MATERIAL —

--- BEGIN ---

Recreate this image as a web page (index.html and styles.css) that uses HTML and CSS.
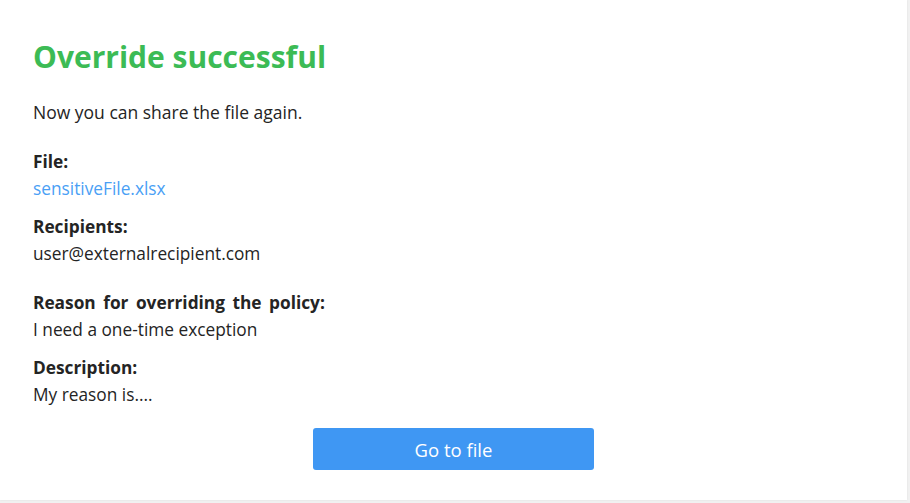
FILE: index.html
```html
<!DOCTYPE html>
<html lang="en">
<head>
<meta charset="utf-8">
<title>Override successful</title>
<link rel="stylesheet" href="styles.css">
</head>
<body>
<main class="card">
  <h1 class="title">Override successful</h1>
  <p class="intro">Now you can share the file again.</p>
  <section class="field">
    <div class="label">File:</div>
    <a class="value link" href="#">sensitiveFile.xlsx</a>
  </section>
  <section class="field">
    <div class="label">Recipients:</div>
    <div class="value">user@externalrecipient.com</div>
  </section>
  <section class="field field-spaced">
    <div class="label">Reason for overriding the policy:</div>
    <div class="value">I need a one-time exception</div>
  </section>
  <section class="field">
    <div class="label">Description:</div>
    <div class="value">My reason is....</div>
  </section>
  <div class="actions">
    <button class="btn" type="button">Go to file</button>
  </div>
</main>
</body>
</html>
```
FILE: styles.css
```css
html, body {
  margin: 0;
  padding: 0;
  background: #f1f1f1;
}
body {
  font-family: "Open Sans", "Noto Sans", "Liberation Sans", sans-serif;
  color: #242424;
  width: 910px;
  height: 503px;
  overflow: hidden;
}
.card {
  box-sizing: border-box;
  width: 907px;
  height: 500px;
  background: #ffffff;
  padding: 24px 33px 0;
  box-shadow: 0 0 2px rgba(0,0,0,0.08);
}
.title {
  margin: 15px 0 0;
  font-size: 30px;
  line-height: 36px;
  font-weight: 700;
  color: #3cbb55;
}
.intro {
  margin: 24px 0 0;
  font-size: 17.5px;
  line-height: 27px;
}
.field {
  margin-top: 11px;
  font-size: 17.3px;
  line-height: 27px;
}
.intro + .field {
  margin-top: 22px;
}
.field-spaced {
  margin-top: 22px;
}
.label {
  font-weight: 700;
}
.field-spaced .label {
  word-spacing: 3px;
}
.value {
  display: block;
}
.link {
  color: #4a9ff5;
  text-decoration: none;
}
.actions {
  display: flex;
  justify-content: center;
  margin-top: 20px;
  margin-left: -33px;
  margin-right: -33px;
}
.btn {
  width: 281px;
  height: 42px;
  border: none;
  border-radius: 3px;
  background: #3f97f3;
  color: #ffffff;
  font-family: inherit;
  font-size: 18.5px;
  padding: 0;
  cursor: pointer;
}
```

--- END ---

REQUEST —
Go through the listing above and write it out again exactly, dropping the pictures.

SOLUTION TO THIS TASK —
Recreate this image as a web page (index.html and styles.css) that uses HTML and CSS.
FILE: index.html
```html
<!DOCTYPE html>
<html lang="en">
<head>
<meta charset="utf-8">
<title>Override successful</title>
<link rel="stylesheet" href="styles.css">
</head>
<body>
<main class="card">
  <h1 class="title">Override successful</h1>
  <p class="intro">Now you can share the file again.</p>
  <section class="field">
    <div class="label">File:</div>
    <a class="value link" href="#">sensitiveFile.xlsx</a>
  </section>
  <section class="field">
    <div class="label">Recipients:</div>
    <div class="value">user@externalrecipient.com</div>
  </section>
  <section class="field field-spaced">
    <div class="label">Reason for overriding the policy:</div>
    <div class="value">I need a one-time exception</div>
  </section>
  <section class="field">
    <div class="label">Description:</div>
    <div class="value">My reason is....</div>
  </section>
  <div class="actions">
    <button class="btn" type="button">Go to file</button>
  </div>
</main>
</body>
</html>
```
FILE: styles.css
```css
html, body {
  margin: 0;
  padding: 0;
  background: #f1f1f1;
}
body {
  font-family: "Open Sans", "Noto Sans", "Liberation Sans", sans-serif;
  color: #242424;
  width: 910px;
  height: 503px;
  overflow: hidden;
}
.card {
  box-sizing: border-box;
  width: 907px;
  height: 500px;
  background: #ffffff;
  padding: 24px 33px 0;
  box-shadow: 0 0 2px rgba(0,0,0,0.08);
}
.title {
  margin: 15px 0 0;
  font-size: 30px;
  line-height: 36px;
  font-weight: 700;
  color: #3cbb55;
}
.intro {
  margin: 24px 0 0;
  font-size: 17.5px;
  line-height: 27px;
}
.field {
  margin-top: 11px;
  font-size: 17.3px;
  line-height: 27px;
}
.intro + .field {
  margin-top: 22px;
}
.field-spaced {
  margin-top: 22px;
}
.label {
  font-weight: 700;
}
.field-spaced .label {
  word-spacing: 3px;
}
.value {
  display: block;
}
.link {
  color: #4a9ff5;
  text-decoration: none;
}
.actions {
  display: flex;
  justify-content: center;
  margin-top: 20px;
  margin-left: -33px;
  margin-right: -33px;
}
.btn {
  width: 281px;
  height: 42px;
  border: none;
  border-radius: 3px;
  background: #3f97f3;
  color: #ffffff;
  font-family: inherit;
  font-size: 18.5px;
  padding: 0;
  cursor: pointer;
}
```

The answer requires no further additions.